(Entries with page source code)
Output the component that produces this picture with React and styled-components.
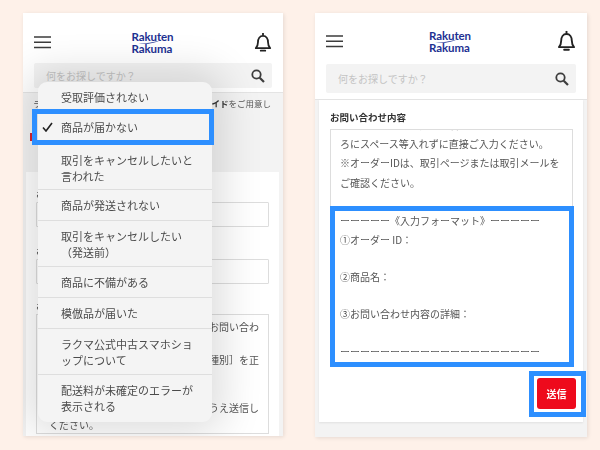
import React from 'react'
import styled, { createGlobalStyle } from 'styled-components'

const GlobalStyle = createGlobalStyle`
  html, body { margin: 0; padding: 0; }
  body { font-family: "Noto Sans CJK JP", "Noto Sans", sans-serif; color: #444; }
`

const Page = styled.div`
  width: 600px;
  height: 450px;
  box-sizing: border-box;
  padding: 13px 13px 13px 23px;
  display: flex;
  gap: 32px;
  background: #fef1e9;
  overflow: hidden;
`

const Phone = styled.section`
  position: relative;
  flex: 0 0 ${p => p.$width}px;
  height: ${p => p.$height}px;
  display: flex;
  flex-direction: column;
  overflow: hidden;
  background: #f3f3f3;
  box-shadow: 1px 1px 4px rgba(0, 0, 0, 0.1);
  filter: blur(0.3px);
`

const Header = styled.header`
  flex: 0 0 ${p => p.$height}px;
  box-sizing: border-box;
  padding: ${p => p.$top}px 11px 0;
  background: #fff;
  border-bottom: 1px solid #e4e4e4;
`

const HeaderRow = styled.div`
  height: ${p => p.$height}px;
  display: flex;
  align-items: center;
  justify-content: space-between;
`

const Logo = styled.div`
  position: relative;
  margin-top: 2px;
  font-family: Lato, "Noto Sans", sans-serif;
  font-weight: 700;
  font-size: 11.5px;
  line-height: 12px;
  color: #1d3192;
  letter-spacing: -0.1px;
`

const Swoosh = styled.svg`
  position: absolute;
  left: 6px;
  top: 9px;
`

const SearchBar = styled.div`
  height: ${p => p.$height}px;
  margin-top: ${p => p.$gap}px;
  box-sizing: border-box;
  padding: 0 7px 0 12px;
  display: flex;
  align-items: center;
  justify-content: space-between;
  border-radius: 2px;
  background: #f3f3f3;
  color: #c4c4c4;
  font-size: 10px;
`

const NoticeRow = styled.div`
  flex: none;
  height: 20px;
  padding: 0 12px 0 10px;
  display: flex;
  align-items: center;
  justify-content: space-between;
  font-size: 8.5px;
  color: #555;
  b { font-weight: 700; color: #333; }
`

const RedMark = styled.div`
  flex: none;
  height: 8px;
  width: 3px;
  margin: 20px 0 31px 7px;
  background: #d9232e;
`

const Card = styled.div`
  flex: 1 0 auto;
  margin: 0 4px 0 3px;
  padding: 17px 10px 0;
  background: #fff;
`

const Label = styled.div`
  height: 13px;
  font-size: 8.5px;
  line-height: 8px;
  color: #333;
`

const Input = styled.div`
  height: 25px;
  margin-bottom: ${p => p.$gap}px;
  box-sizing: border-box;
  border: 1px solid #ddd;
  border-radius: 1px;
`

const FormText = styled.div`
  height: 120px;
  box-sizing: border-box;
  padding-top: 4px;
  border: 1px solid #ddd;
  font-size: 10px;
  line-height: 16.3px;
  color: #555;
`

const FormLine = styled.div`
  height: 16.3px;
  padding: 0 9px 0 12px;
  text-align: ${p => p.$align || 'left'};
`

const Menu = styled.div`
  position: absolute;
  left: 15px;
  top: 69px;
  width: 174px;
  height: 340px;
  border-radius: 9px;
  background: #f4f4f4;
  box-shadow: 0 0 42px 10px rgba(0, 0, 0, 0.14);
  font-size: 11px;
  line-height: 16px;
  color: #4b4b4b;
`

const MenuItem = styled.div`
  box-sizing: border-box;
  padding: 7px 18px 7px 23px;
  height: ${p => p.$height}px;
  border-bottom: ${p => (p.$last ? 'none' : '1px solid #dedede')};
`

const SelectedItem = styled.div`
  position: relative;
  box-sizing: border-box;
  height: 36px;
  margin: 0 -2px 0 -6px;
  padding: 5px 0 0 24px;
  border: 5px solid #2d8fff;
`

const Check = styled.svg`
  position: absolute;
  left: 5px;
  top: 8px;
`

const FormCard = styled.div`
  flex: none;
  height: 322px;
  margin: 0 4px;
  padding: 10px 10px 0 11px;
  box-sizing: border-box;
  background: #fff;
  box-shadow: 0 1px 2px rgba(0, 0, 0, 0.08);
`

const Title = styled.h2`
  margin: 0;
  height: 19px;
  font-size: 9.5px;
  line-height: 14px;
  font-weight: 700;
  color: #333;
`

const TextBox = styled.div`
  height: 238px;
  font-size: 10px;
  line-height: 19.2px;
  color: #555;
`

const UpperText = styled.div`
  height: 77px;
  box-sizing: border-box;
  border: 1px solid #ddd;
  border-bottom: none;
  overflow: hidden;
`

const TextLine = styled.div`
  height: ${p => (p.$tight ? 18.7 : 19.2)}px;
  padding-left: 9px;
  white-space: nowrap;
  line-height: inherit;
`

const ScrolledLines = styled.div`
  margin-top: -15px;
`

const Highlight = styled.div`
  height: 161px;
  box-sizing: border-box;
  margin-right: -1px;
  border: 5px solid #2d8fff;
  padding-left: 1px;
  background: #fff;
`

const FormatLines = styled.div`
  margin-left: -5px;
`

const ButtonRow = styled.div`
  display: flex;
  justify-content: flex-end;
  margin: 4px -13px 0 0;
`

const ButtonFrame = styled.div`
  padding: 2px 5px 3px 3px;
  border: 5px solid #2d8fff;
  background: #fff;
`

const SendButton = styled.button`
  display: block;
  width: 39px;
  height: 31px;
  padding: 0;
  border: none;
  border-radius: 3px;
  background: #ee0a1c;
  color: #fff;
  font: 700 10px "Noto Sans CJK JP", sans-serif;
`

const Burger = () => (
  <svg width="17" height="13" viewBox="0 0 17 13">
    <path d="M0 1h17M0 6.3h17M0 11.6h17" stroke="#3c3c3c" strokeWidth="1.5" />
  </svg>
)

const BellIcon = ({ size }) => (
  <svg width={size} height={size * 1.15} viewBox="0 0 20 23" fill="none" stroke="#222" strokeWidth="2">
    <path d="M2 18c1.8-1.8 2.4-3.5 2.4-6.6C4.4 7.4 6.4 4.2 10 4.2s5.6 3.200 5.600 7.200c0 3.100.6 4.800 2.400 6.600z" strokeLinejoin="round" />
    <path d="M10 1v3" />
    <path d="M7.500 20.800h5" strokeLinecap="round" />
  </svg>
)

const SearchIcon = () => (
  <svg width="14" height="14" viewBox="0 0 14 14" fill="none" stroke="#3d3d3d">
    <circle cx="5.500" cy="5.500" r="4.200" strokeWidth="1.800" />
    <path d="M8.700 8.700 13 13" strokeWidth="2.200" />
  </svg>
)

const BrandLogo = () => (
  <Logo>
    Rakuten
    <Swoosh width="22" height="4" viewBox="0 0 22 4">
      <path d="M0 3.500C7 3.700 14 2.800 22 .5 15 4 7 4.200 0 3.500z" fill="#1d3192" />
    </Swoosh>
    <br />
    Rakuma
  </Logo>
)

const menuBefore = [{ text: '受取評価されない', height: 27, last: true }]
const menuAfter = [
  { text: '取引をキャンセルしたいと言われた', height: 45 },
  { text: '商品が発送されない', height: 31 },
  { text: '取引をキャンセルしたい（発送前）', height: 46 },
  { text: '商品に不備がある', height: 31 },
  { text: '模倣品が届いた', height: 31 },
  { text: 'ラクマ公式中古スマホショップについて', height: 46 },
  { text: '配送料が未確定のエラーが表示される', height: 47, last: true },
]

const formLines = [
  { text: 'お問い合わ', align: 'right' },
  { text: '' },
  { text: '種別］を正', align: 'right' },
  { text: '' },
  { text: '' },
  { text: 'うえ送信し', align: 'right' },
  { text: 'ください。' },
]

const App = () => (
  <>
    <GlobalStyle />
    <Page>
      <Phone $width={260} $height={423}>
        <Header $height={80} $top={16}>
          <HeaderRow $height={26}>
            <Burger />
            <BrandLogo />
            <BellIcon size={18} />
          </HeaderRow>
          <SearchBar $height={25} $gap={8}>
            何をお探しですか？
            <SearchIcon />
          </SearchBar>
        </Header>
        <NoticeRow>
          <span>ラ</span>
          <span><b>イド</b>をご用意し</span>
        </NoticeRow>
        <RedMark />
        <Card>
          <Label>お</Label>
          <Input $gap={19} />
          <Label>お</Label>
          <Input $gap={17} />
          <Label>お</Label>
          <FormText>
            {formLines.map((line, i) => (
              <FormLine key={i} $align={line.align}>{line.text}</FormLine>
            ))}
          </FormText>
        </Card>
        <Menu>
          {menuBefore.map(item => (
            <MenuItem key={item.text} $height={item.height} $last={item.last}>{item.text}</MenuItem>
          ))}
          <SelectedItem>
            <Check width="11" height="10" viewBox="0 0 11 10">
              <path d="M1 5.500 4 9 10 1" fill="none" stroke="#222" strokeWidth="1.600" />
            </Check>
            商品が届かない
          </SelectedItem>
          {menuAfter.map(item => (
            <MenuItem key={item.text} $height={item.height} $last={item.last}>{item.text}</MenuItem>
          ))}
        </Menu>
      </Phone>

      <Phone $width={272} $height={424}>
        <Header $height={87} $top={13}>
          <HeaderRow $height={30}>
            <Burger />
            <BrandLogo />
            <BellIcon size={19} />
          </HeaderRow>
          <SearchBar $height={29} $gap={8}>
            何をお探しですか？
            <SearchIcon />
          </SearchBar>
        </Header>
        <FormCard>
          <Title>お問い合わせ内容</Title>
          <TextBox>
            <UpperText>
              <ScrolledLines>
                <TextLine>※オーダーIDの入力は、各項目の「：」の後</TextLine>
                <TextLine>ろにスペース等入れずに直接ご入力ください。</TextLine>
                <TextLine>※オーダーIDは、取引ページまたは取引メールを</TextLine>
                <TextLine>ご確認ください。</TextLine>
              </ScrolledLines>
            </UpperText>
            <Highlight>
              <FormatLines>
                <TextLine $tight>ーーーーー《入力フォーマット》ーーーーー</TextLine>
                <TextLine $tight>①オーダー ID：</TextLine>
                <TextLine $tight />
                <TextLine $tight>②商品名：</TextLine>
                <TextLine $tight />
                <TextLine $tight>③お問い合わせ内容の詳細：</TextLine>
                <TextLine $tight />
                <TextLine $tight>ーーーーーーーーーーーーーーーーーーーー</TextLine>
              </FormatLines>
            </Highlight>
          </TextBox>
          <ButtonRow>
            <ButtonFrame>
              <SendButton>送信</SendButton>
            </ButtonFrame>
          </ButtonRow>
        </FormCard>
      </Phone>
    </Page>
  </>
)

export default App
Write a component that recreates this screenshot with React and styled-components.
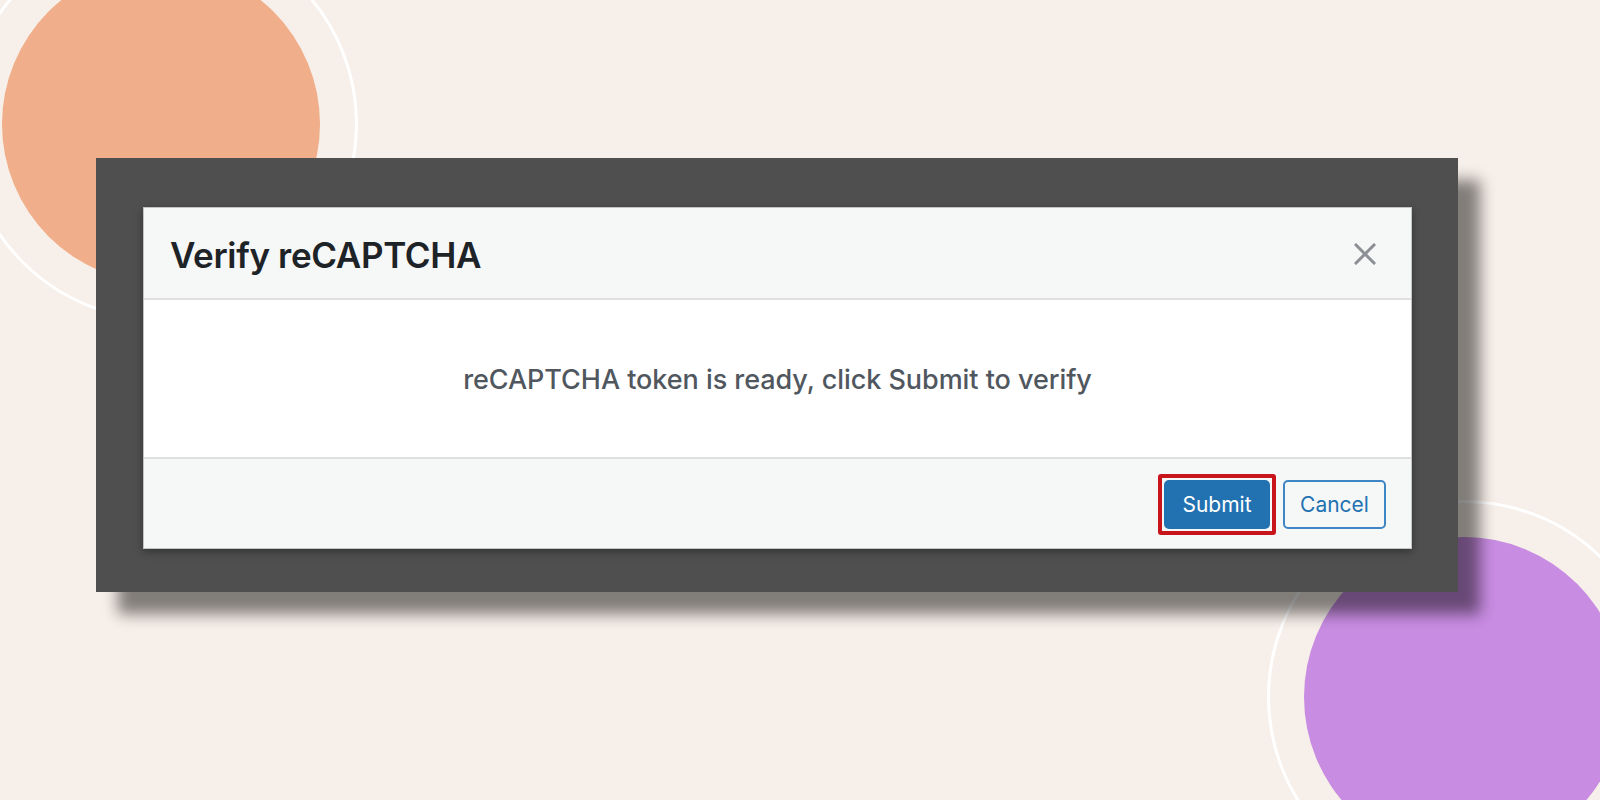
import React from "react";
import styled, { createGlobalStyle } from "styled-components";

const Global = createGlobalStyle`
  html, body {
    margin: 0;
    padding: 0;
    background: #f7efe9;
  }
  body {
    font-family: Inter, "Liberation Sans", Arial, sans-serif;
  }
  * { box-sizing: border-box; }
`;

const Page = styled.div`
  position: relative;
  width: 1600px;
  height: 800px;
  overflow: hidden;
  background: #f7efe9;
  padding: 158px 0 0 96px;
`;

const Blob = styled.div`
  position: absolute;
  left: ${(p) => p.$cx - p.$r}px;
  top: ${(p) => p.$cy - p.$r}px;
  width: ${(p) => p.$r * 2}px;
  height: ${(p) => p.$r * 2}px;
  border-radius: 50%;
  background: ${(p) => p.$fill || "transparent"};
  border: ${(p) => (p.$ring ? "3px solid #ffffff" : "none")};
  z-index: 0;
`;

const Frame = styled.div`
  position: relative;
  z-index: 1;
  width: 1362px;
  height: 434px;
  background: #4f4f4f;
  padding: 49px 46px 43px 47px;
  box-shadow: 22px 22px 14px rgba(0, 0, 0, 0.48);
`;

const Modal = styled.div`
  display: flex;
  flex-direction: column;
  width: 100%;
  height: 100%;
  background: #ffffff;
  border: 1px solid #c3c4c7;
  box-shadow: 0 3px 8px rgba(0, 0, 0, 0.35);
`;

const Header = styled.div`
  display: flex;
  align-items: center;
  justify-content: space-between;
  height: 92px;
  padding: 0 34px 0 26px;
  background: #f6f7f7;
  border-bottom: 2px solid #e0e0e2;
`;

const Title = styled.h1`
  margin: 0;
  font-size: 35px;
  font-weight: 600;
  color: #1d2327;
  letter-spacing: -0.35px;
  line-height: 1;
  padding-top: 4px;
`;

const CloseButton = styled.button`
  display: flex;
  align-items: center;
  justify-content: center;
  width: 24px;
  height: 24px;
  padding: 0;
  margin-top: 2px;
  border: none;
  background: transparent;
  cursor: pointer;
`;

const Body = styled.div`
  flex: 1;
  display: flex;
  align-items: center;
  justify-content: center;
  padding-top: 2px;
  background: #ffffff;
`;

const Message = styled.p`
  margin: 0;
  font-size: 27px;
  font-weight: 500;
  color: #50575e;
  letter-spacing: -0.05px;
`;

const Footer = styled.div`
  display: flex;
  align-items: center;
  justify-content: flex-end;
  gap: 7px;
  height: 91px;
  padding: 2px 25px 0 0;
  background: #f6f7f7;
  border-top: 2px solid #e0e0e2;
`;

const Highlight = styled.span`
  display: flex;
  padding: 2px;
  border: 4px solid #c8141b;
  border-radius: 3px;
`;

const Button = styled.button`
  height: 49px;
  width: ${(p) => p.$w}px;
  border-radius: 5px;
  font-family: Inter, "Liberation Sans", Arial, sans-serif;
  font-size: 21px;
  font-weight: 400;
  cursor: pointer;
  border: 2px solid ${(p) => (p.$primary ? "#2271b1" : "#3f86c4")};
  background: ${(p) => (p.$primary ? "#2271b1" : "#f6f7f7")};
  color: ${(p) => (p.$primary ? "#ffffff" : "#2271b1")};
`;

export default function App() {
  return (
    <>
      <Global />
      <Page>
        <Blob $cx={161} $cy={124} $r={159} $fill="#f0ae8a" />
        <Blob $cx={161} $cy={124} $r={197} $ring />
        <Blob $cx={1464} $cy={697} $r={160} $fill="#c88ce2" />
        <Blob $cx={1464} $cy={697} $r={197} $ring />
        <Frame>
          <Modal>
            <Header>
              <Title>Verify reCAPTCHA</Title>
              <CloseButton aria-label="Close">
                <svg width="22" height="22" viewBox="0 0 22 22">
                  <path
                    d="M2 2 L20 20 M20 2 L2 20"
                    stroke="#8c8f94"
                    strokeWidth="3"
                    strokeLinecap="square"
                    fill="none"
                  />
                </svg>
              </CloseButton>
            </Header>
            <Body>
              <Message>reCAPTCHA token is ready, click Submit to verify</Message>
            </Body>
            <Footer>
              <Highlight>
                <Button $primary $w={106}>
                  Submit
                </Button>
              </Highlight>
              <Button $w={103}>Cancel</Button>
            </Footer>
          </Modal>
        </Frame>
      </Page>
    </>
  );
}
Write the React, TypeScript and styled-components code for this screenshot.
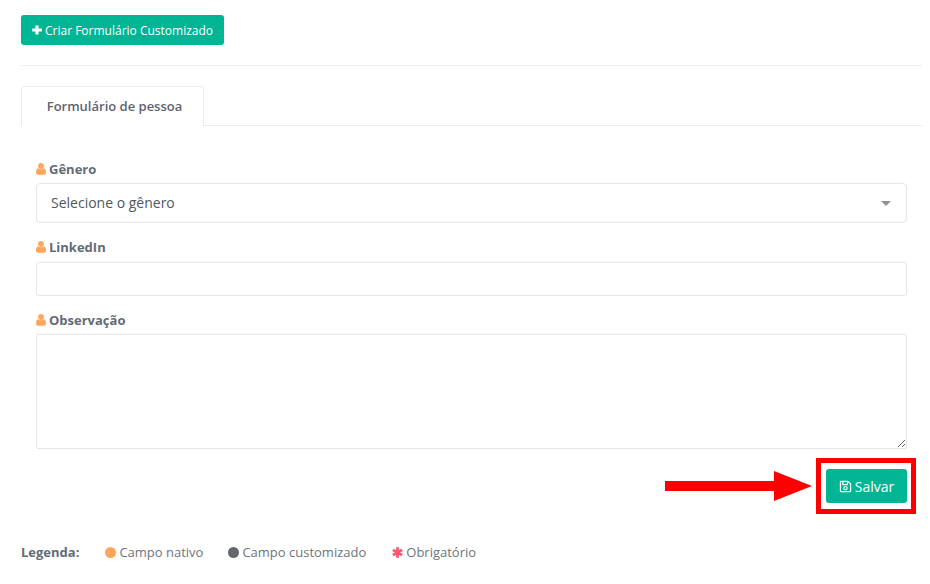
import React from "react";
import styled, { createGlobalStyle } from "styled-components";
import { FaRegSave } from "react-icons/fa";

const GlobalStyle = createGlobalStyle`
  html, body {
    margin: 0;
    padding: 0;
    background: #fff;
    font-family: "Open Sans", "Liberation Sans", sans-serif;
    color: #6c757d;
  }
  * { box-sizing: border-box; }
`;

const Page = styled.div`
  width: 930px;
  height: 584px;
  overflow: hidden;
  padding: 15px 8px 0 21px;
`;

const GreenButton = styled.button`
  display: inline-flex;
  align-items: center;
  justify-content: center;
  border: 0;
  border-radius: 3px;
  background: #00b594;
  color: #fff;
  font-family: inherit;
  padding: 0;
`;

const CreateButton = styled(GreenButton)`
  width: 203px;
  height: 30px;
  font-size: 12px;
  gap: 3px;
  svg { width: 10px; height: 10px; }
`;

const Divider = styled.div`
  height: 1px;
  background: #eeeeee;
  margin: 20px 0;
`;

const Tabs = styled.div`
  height: 40px;
  border-bottom: 1px solid #e9ecef;
  display: flex;
`;

const Tab = styled.div`
  width: 183px;
  height: 40px;
  border: 1px solid #e9ecef;
  border-bottom: 0;
  border-radius: 4px 4px 0 0;
  background: #fff;
  display: flex;
  align-items: center;
  justify-content: center;
  padding: 0 0 2px 4px;
  font-size: 13px;
  font-weight: 600;
  color: #5d6470;
`;

const Form = styled.div`
  padding: 35px 15px 0 15px;
  display: flex;
  flex-direction: column;
`;

const Label = styled.label`
  display: flex;
  align-items: center;
  gap: 3px;
  height: 16px;
  font-size: 13px;
  font-weight: 700;
  color: #636b75;
  svg { width: 10px; height: 12px; color: #ffa65c; }
`;

const Field = styled.div<{ $gap: number; $inner?: number }>`
  display: flex;
  flex-direction: column;
  gap: ${(p) => p.$inner ?? 6}px;
  margin-bottom: ${(p) => p.$gap}px;
`;

const Select = styled.div`
  height: 40px;
  border: 1px solid #e6e6e6;
  border-radius: 4px;
  padding: 0 15px 2px 14px;
  display: flex;
  align-items: center;
  justify-content: space-between;
  font-size: 14px;
  color: #4f5660;
`;

const Caret = styled.span`
  width: 0;
  height: 0;
  margin-top: 2px;
  border-left: 5px solid transparent;
  border-right: 5px solid transparent;
  border-top: 5px solid #919191;
`;

const Input = styled.input`
  height: 34px;
  border: 1px solid #e6e6e6;
  border-radius: 3px;
  outline: none;
`;

const TextArea = styled.textarea`
  display: block;
  width: 100%;
  height: 115px;
  border: 1px solid #e6e6e6;
  border-radius: 2px;
  outline: none;
`;

const Actions = styled.div`
  display: flex;
  justify-content: flex-end;
  align-items: center;
  margin-top: 9px;
  margin-right: -9px;
`;

const Arrow = styled.svg`
  width: 147px;
  height: 30px;
  margin-right: 4px;
  display: block;
`;

const Highlight = styled.div`
  width: 100px;
  height: 56px;
  border: 5px solid #ff0000;
  padding-left: 1px;
  display: flex;
  align-items: center;
  justify-content: center;
`;

const SaveButton = styled(GreenButton)`
  width: 81px;
  height: 34px;
  font-size: 14px;
  gap: 3px;
  svg { width: 13px; height: 13px; }
`;

const Legend = styled.div`
  display: flex;
  align-items: center;
  height: 18px;
  margin-top: 29px;
  font-size: 13px;
  color: #6c757d;
`;

const LegendTitle = styled.strong`
  font-weight: 700;
  color: #636b75;
  margin-right: 26px;
`;

const LegendItem = styled.span`
  display: inline-flex;
  align-items: center;
  gap: 3px;
  margin-right: 25px;
  svg { width: 11px; height: 11px; margin-left: 1px; color: #ff5473; }
`;

const Dot = styled.span<{ $color: string }>`
  width: 11px;
  height: 11px;
  border-radius: 50%;
  background: ${(p) => p.$color};
`;

const PlusIcon = () => (
  <svg viewBox="0 0 10 10">
    <path d="M3.4 0.4 H6.6 V3.4 H9.8 V6.6 H6.6 V9.6 H3.4 V6.6 H0.2 V3.4 H3.4 Z" fill="currentColor" />
  </svg>
);

const UserIcon = () => (
  <svg viewBox="0 0 10 12">
    <circle cx="5" cy="3" r="2.9" fill="currentColor" />
    <path d="M2 5.2 C3.5 6.6 6.5 6.6 8 5.2 C9.4 5.6 10 7.4 10 9.6 C10 11 9.2 11.8 8 11.8 H2 C0.8 11.8 0 11 0 9.6 C0 7.4 0.6 5.6 2 5.2 Z" fill="currentColor" />
  </svg>
);

const AsteriskIcon = () => (
  <svg viewBox="0 0 11 11">
    <path d="M5.5 0.2 V10.8 M0.9 2.85 L10.1 8.15 M10.1 2.85 L0.9 8.15" stroke="currentColor" strokeWidth="2.8" fill="none" />
  </svg>
);

export default function App() {
  return (
    <>
      <GlobalStyle />
      <Page>
        <CreateButton>
          <PlusIcon />
          Criar Formulário Customizado
        </CreateButton>
        <Divider />
        <Tabs>
          <Tab>Formulário de pessoa</Tab>
        </Tabs>
        <Form>
          <Field $gap={16}>
            <Label><UserIcon />Gênero</Label>
            <Select>
              Selecione o gênero
              <Caret />
            </Select>
          </Field>
          <Field $gap={16} $inner={7}>
            <Label><UserIcon />LinkedIn</Label>
            <Input />
          </Field>
          <Field $gap={0}>
            <Label><UserIcon />Observação</Label>
            <TextArea />
          </Field>
          <Actions>
            <Arrow viewBox="0 0 147 30">
              <path d="M0 10 H109 V0 L147 15 L109 30 V20 H0 Z" fill="#ff0000" />
            </Arrow>
            <Highlight>
              <SaveButton>
                <FaRegSave />
                Salvar
              </SaveButton>
            </Highlight>
          </Actions>
        </Form>
        <Legend>
          <LegendTitle>Legenda:</LegendTitle>
          <LegendItem><Dot $color="#ffa65c" />Campo nativo</LegendItem>
          <LegendItem><Dot $color="#63666b" />Campo customizado</LegendItem>
          <LegendItem><AsteriskIcon />Obrigatório</LegendItem>
        </Legend>
      </Page>
    </>
  );
}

Given exercise:
Of all the lines in the data above, state how many include "that". Say only the number.

Task solution:
2